The VPSC acknowledges that organisations will have a range of approaches to managing reports of sexual harassment. Some organisations will have a specific process for sexual harassment. Others will use existing reporting processes designed to manage a range of workplace matters including misconduct, performance and sexual harassment.

Some public sector employers are bound by mandatory reporting of suspected workplace misconduct. This includes sexual harassment. Reporting suspected workplace misconduct can constitute a Public Interest Disclosure (PID) under the Public Interest Disclosures Act 2012.

Neither the Equal Opportunity Act 2010 nor the Sex Discrimination Act 1984 specifies how a reporting process should be structured. However, a reporting process should allow for flexibility to deal with reports in line with an organisation’s size, structure and resources. The reporting process should also prioritise staff well-being and support.  All Victorian Public Sector reporting processes must link to relevant industrial and contractual instruments.

Regardless of the structure of the reporting process, it is recommended that organisations ensure that multiple avenues are available to address barriers to reporting. For example, via email, phone, in person, or anonymously through assigned workplace contact officers.

To comply with minimum standard 5 in the Victorian Equal Opportunity and Human Rights Commission’s (VEOHRC) sexual harassment guideline, employers should implement a reporting procedure that commits to the following fundamental principles of fair and sensitive report handling:

  • Confidentiality – during the process, only those who need to know should know.
  • Timeliness – action should be taken as soon as reasonably possible, but definitely within two weeks.
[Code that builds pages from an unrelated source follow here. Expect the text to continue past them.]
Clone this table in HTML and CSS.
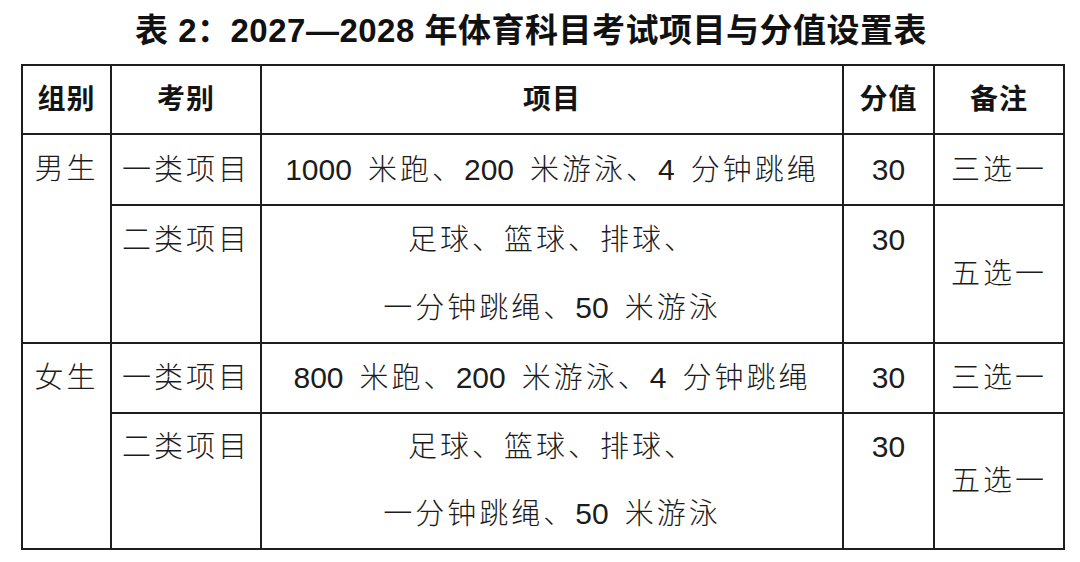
FILE: index.html
```html
<!DOCTYPE html>
<html lang="zh-CN">
<head>
<meta charset="utf-8">
<title>表2</title>
<link rel="stylesheet" href="styles.css">
</head>
<body>
<div class="page">
  <h1 class="title">表 2：2027—2028 年体育科目考试项目与分值设置表</h1>
  <table class="grid">
    <colgroup>
      <col class="c1"><col class="c2"><col class="c3"><col class="c4"><col class="c5">
    </colgroup>
    <thead>
      <tr class="head">
        <th>组别</th><th>考别</th><th>项目</th><th>分值</th><th>备注</th>
      </tr>
    </thead>
    <tbody>
      <tr class="r1">
        <td class="top" rowspan="2">男生</td>
        <td>一类项目</td>
        <td><span class="num">1000</span> 米跑、<span class="num">200</span> 米游泳、<span class="num">4</span> 分钟跳绳</td>
        <td><span class="num">30</span></td>
        <td>三选一</td>
      </tr>
      <tr class="r2">
        <td class="top">二类项目</td>
        <td class="top">足球、篮球、排球、<br>一分钟跳绳、<span class="num">50</span> 米游泳</td>
        <td class="top"><span class="num">30</span></td>
        <td>五选一</td>
      </tr>
      <tr class="r3">
        <td class="top" rowspan="2">女生</td>
        <td>一类项目</td>
        <td><span class="num">800</span> 米跑、<span class="num">200</span> 米游泳、<span class="num">4</span> 分钟跳绳</td>
        <td><span class="num">30</span></td>
        <td>三选一</td>
      </tr>
      <tr class="r4">
        <td class="top">二类项目</td>
        <td class="top">足球、篮球、排球、<br>一分钟跳绳、<span class="num">50</span> 米游泳</td>
        <td class="top"><span class="num">30</span></td>
        <td>五选一</td>
      </tr>
    </tbody>
  </table>
</div>
</body>
</html>
```

FILE: styles.css
```css
html, body {
  margin: 0;
  padding: 0;
  background: #ffffff;
}

.page {
  width: 1080px;
  height: 562px;
  overflow: hidden;
  font-family: "Liberation Sans", "Noto Sans CJK SC", sans-serif;
  color: #1c1c1c;
}

.title {
  margin: 0;
  height: 64px;
  line-height: 62px;
  padding-right: 18px;
  text-align: center;
  font-size: 33px;
  font-weight: 700;
  color: #111111;
  letter-spacing: 0.5px;
}

.grid {
  margin-left: 21px;
  border-collapse: collapse;
  table-layout: fixed;
  width: 1042px;
}

.c1 { width: 89px; }
.c2 { width: 150px; }
.c3 { width: 582px; }
.c4 { width: 91px; }
.c5 { width: 130px; }

.grid th,
.grid td {
  border: 2px solid #1e1e1e;
  padding: 0;
  text-align: center;
  vertical-align: middle;
}

.grid th {
  font-size: 28px;
  font-weight: 700;
  height: 67px;
  line-height: 67px;
  letter-spacing: 1px;
  color: #141414;
}

.grid td {
  font-size: 29px;
  font-weight: 300;
  line-height: 68px;
  letter-spacing: 3px;
  word-spacing: 5px;
  white-space: nowrap;
}

.grid td.top {
  vertical-align: top;
}

.num {
  font-size: 30px;
  line-height: 1;
  letter-spacing: 0;
}

.r1 td { height: 69px; }
.r3 td { height: 64px; }
.r4 td { line-height: 67px; }
```
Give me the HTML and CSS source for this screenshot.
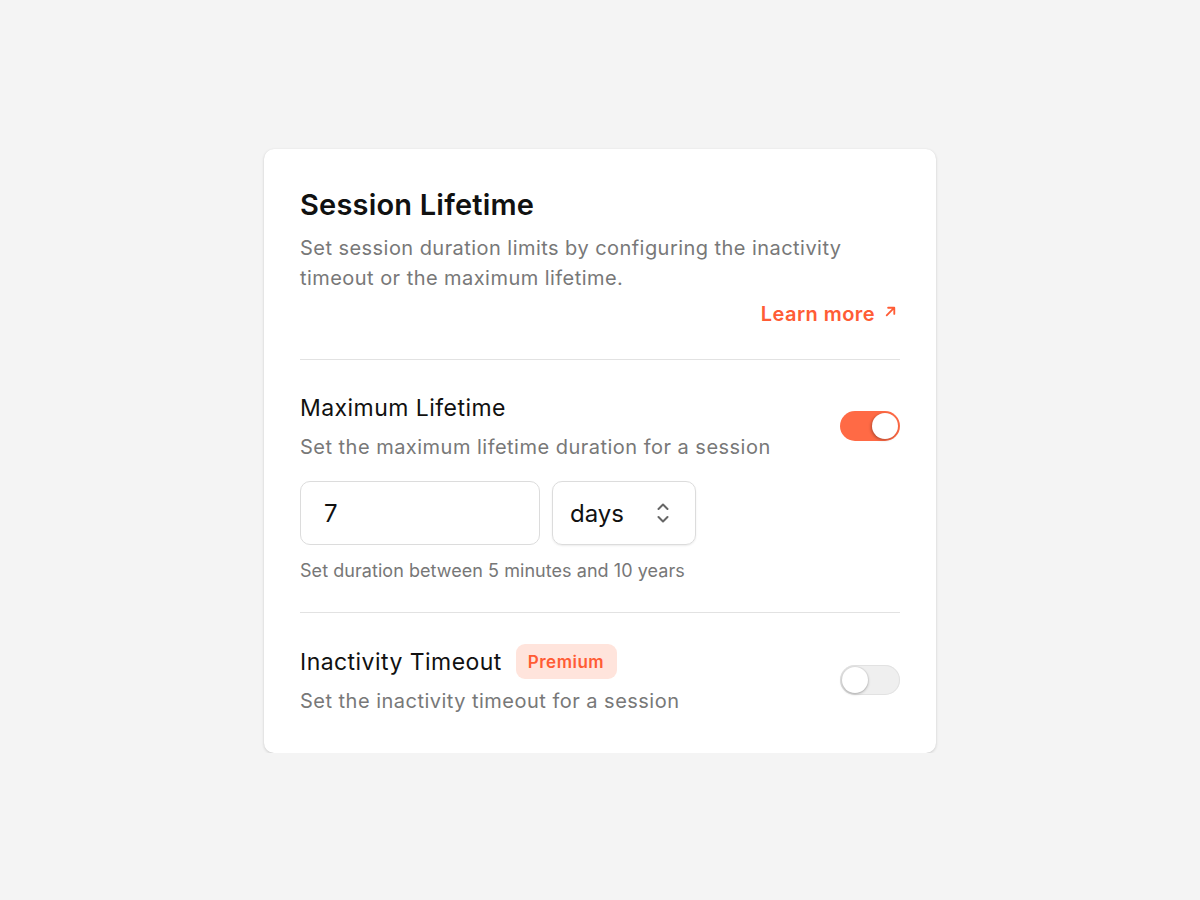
FILE: index.html
```html
<!DOCTYPE html>
<html lang="en">
<head>
<meta charset="utf-8">
<title>Session Lifetime</title>
<link rel="stylesheet" href="styles.css">
</head>
<body>
<main class="page">
  <section class="card">
    <header class="card-head">
      <h1 class="title">Session Lifetime</h1>
      <p class="desc">Set session duration limits by configuring the inactivity timeout or the maximum lifetime.</p>
      <div class="learn-row">
        <a class="learn" href="#">Learn more
          <svg class="ext" viewBox="0 0 12 12" width="13" height="13" aria-hidden="true"><path d="M2.5 9.5 L9.5 2.5 M3.8 2.5 H9.5 V8.2" fill="none" stroke="currentColor" stroke-width="1.7" stroke-linecap="round" stroke-linejoin="round"/></svg>
        </a>
      </div>
    </header>

    <div class="setting first">
      <div class="setting-top">
        <div class="setting-text">
          <div class="label-row"><span class="label">Maximum Lifetime</span></div>
          <p class="sub">Set the maximum lifetime duration for a session</p>
        </div>
        <span class="toggle on"><span class="knob"></span></span>
      </div>
      <div class="fields">
        <div class="field num">7</div>
        <div class="field sel">days
          <svg class="chev" viewBox="0 0 14 24" width="14" height="24" aria-hidden="true"><path d="M2.5 8 L7 3.5 L11.5 8 M2.5 16 L7 20.5 L11.5 16" fill="none" stroke="currentColor" stroke-width="2" stroke-linecap="round" stroke-linejoin="round"/></svg>
        </div>
      </div>
      <p class="hint">Set duration between 5 minutes and 10 years</p>
    </div>

    <div class="setting last">
      <div class="setting-top">
        <div class="setting-text">
          <div class="label-row"><span class="label">Inactivity Timeout</span><span class="badge">Premium</span></div>
          <p class="sub">Set the inactivity timeout for a session</p>
        </div>
        <span class="toggle off"><span class="knob"></span></span>
      </div>
    </div>
  </section>
</main>
</body>
</html>
```

FILE: styles.css
```css
* { box-sizing: border-box; }
html, body { margin: 0; padding: 0; }
body {
  background: #f4f4f4;
  font-family: Inter, "Noto Sans", "Liberation Sans", sans-serif;
  color: #111;
}
.page {
  display: flex;
  justify-content: center;
  padding-top: 149px;
}
.card {
  width: 672px;
  background: #fff;
  border-radius: 10px;
  box-shadow: 0 1px 3px rgba(0,0,0,0.16), 0 0 1px rgba(0,0,0,0.06);
  padding: 36px 36px 37px;
}
.card-head {
  padding-bottom: 30px;
  border-bottom: 1px solid #e2e2e2;
}
.title {
  margin: 0;
  font-size: 29px;
  line-height: 40px;
  font-weight: 600;
  color: #111;
  letter-spacing: 0.2px;
}
.desc {
  margin: 8px 0 0;
  font-size: 20px;
  line-height: 30px;
  color: #787878;
  letter-spacing: 0.45px;
}
.learn-row {
  display: flex;
  justify-content: flex-end;
  margin-top: 6px;
}
.learn {
  display: inline-flex;
  align-items: center;
  gap: 9px;
  font-size: 20px;
  line-height: 30px;
  font-weight: 600;
  color: #ff5c35;
  text-decoration: none;
  letter-spacing: 0.45px;
  margin-right: 3px;
}
.ext { margin-top: -5px; }
.setting {
  padding: 31px 0 29px;
  border-bottom: 1px solid #e2e2e2;
}
.setting.first { padding-top: 30px; padding-bottom: 28px; }
.setting.last {
  border-bottom: none;
  padding-bottom: 0;
}
.setting-top {
  display: flex;
  align-items: center;
  justify-content: space-between;
}
.label-row {
  display: flex;
  align-items: center;
  gap: 14px;
  min-height: 35px;
}
.label {
  font-size: 23px;
  line-height: 32px;
  color: #111;
  letter-spacing: 0.45px;
}
.badge {
  display: inline-flex;
  align-items: center;
  height: 35px;
  padding: 0 13px 0 12px;
  border-radius: 9px;
  background: #ffe4dc;
  color: #ff5c35;
  font-size: 17px;
  font-weight: 600;
  letter-spacing: 0.5px;
}
.sub {
  margin: 7px 0 0;
  font-size: 20px;
  line-height: 30px;
  color: #787878;
  letter-spacing: 0.48px;
}
.toggle {
  flex: none;
  width: 60px;
  height: 30px;
  border-radius: 15px;
  padding: 2px;
  display: flex;
}
.toggle .knob {
  width: 26px;
  height: 26px;
  border-radius: 50%;
  background: #fff;
  box-shadow: -1px 1px 3px rgba(0,0,0,0.3);
}
.toggle.on {
  background: #ff6a45;
  justify-content: flex-end;
}
.toggle.off {
  background: #efefef;
  box-shadow: inset 0 0 0 1px #e2e2e2;
  justify-content: flex-start;
}
.toggle.off .knob {
  box-shadow: 0 1px 3px rgba(0,0,0,0.28), 0 0 0 1px rgba(0,0,0,0.04);
}
.fields {
  display: flex;
  gap: 12px;
  margin-top: 19px;
}
.field {
  height: 64px;
  border: 1px solid #dcdcdc;
  border-radius: 10px;
  display: flex;
  align-items: center;
  font-size: 24px;
  color: #111;
}
.field.num {
  width: 240px;
  padding-left: 23px;
}
.field.sel {
  width: 144px;
  padding: 0 25px 0 17px;
  justify-content: space-between;
  box-shadow: 0 1px 2px rgba(0,0,0,0.08);
}
.chev { color: #666; }
.hint {
  margin: 12px 0 0;
  font-size: 18px;
  line-height: 27px;
  color: #777;
  letter-spacing: 0.05px;
}
```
All parties should be kept updated.
  • Supported – the process should be victim-centric, while including the right to a support person for both the person who has made a report and the respondent, and providing referrals for additional support.
  • Right of reply – parties should be provided with sufficient details of any allegations against them, and can make representations and counter-claims during the process and appeal decision.
  • Fairness – the process should be impartial and any workplace action (both disciplinary and non-disciplinary action) should be reasonable and proportionate, with the respondent held to account.

Organisations can also refer to VEOHRC’s step-by step guide to responding to reports.

6.1 Reporting sexual harassment at work

Those who have experienced sexual harassment can make a report in a number of ways. This includes making a report internally, to their manager, a HR practitioner (or equivalent), or to an external body. Making an internal report at work does not preclude a person from also making an external report and vice versa.

External bodies that can consider a report of sexual harassment include:

A person may also make a report to WorkSafe or through internal safety reporting mechanisms as sexual harassment can constitute occupational violence. A claim of sexual harassment may also form part of a sex discrimination claim under the Fair Work Act 2009’s general protections provisions, or as part of a negligence/personal injury claim.

A person may also make a report to Victoria Police if the sexual harassment constitutes criminal conduct, such as sexual assault or stalking. Victoria Police may not always be the relevant agency to contact when making a sexual harassment claim. For example, should sexual harassment occur on an interstate trip, it may (but not always) be more appropriate for the complainant to contact the relevant police agency in that state or territory.

6.1.1 Responding to sexual harassment

The tone of the first response to a report of sexual harassment is very important. It is paramount that the person who has made a report is supported and treated with respect, understanding and concern. This approach ensures that experiences are not trivialised or downplayed, and that victim blaming is avoided. Employee and well-being support services (such as an organisation’s Employee Assistance Program) should be offered to a person who has made a report to ensure they have independent professional support during the process.

People who have made a report may be deterred from reporting sexual harassment due to fears of severe consequences for the respondent. Employees should be made aware that coming forward and making a report may not necessarily result in launching a formal investigation, and that the organisation will strongly consider the wishes of the person who has made a report. Additionally, should an investigation be conducted, there are a range of potential disciplinary outcomes available under the Management of Misconduct provision in the Victorian Public Service Enterprise Agreement and the consequences for the respondent are not necessarily severe. Knowing that there are a range of disciplinary outcomes may encourage employees to come forward and make a report.

Given the highly sensitive nature of sexual harassment, organisations are encouraged to consider the processes listed in the checklist for managers and practitioners in the Appendices.

This checklist provides prompts to support managers and HR practitioners (or equivalent) to respond appropriately and consistently when approached with a report of sexual harassment. These steps have been designed to be followed regardless of whether the report is made to the person who has made a report direct manager, a different manager or any other designated officer i.e. HR practitioners (or equivalent).

Certain aspects from the table (such as those that relate to natural justice and confidentiality) are further explained in other sections in this guide. Refer to sections 7.2 Natural justice and 7.3 Confidentiality respectively.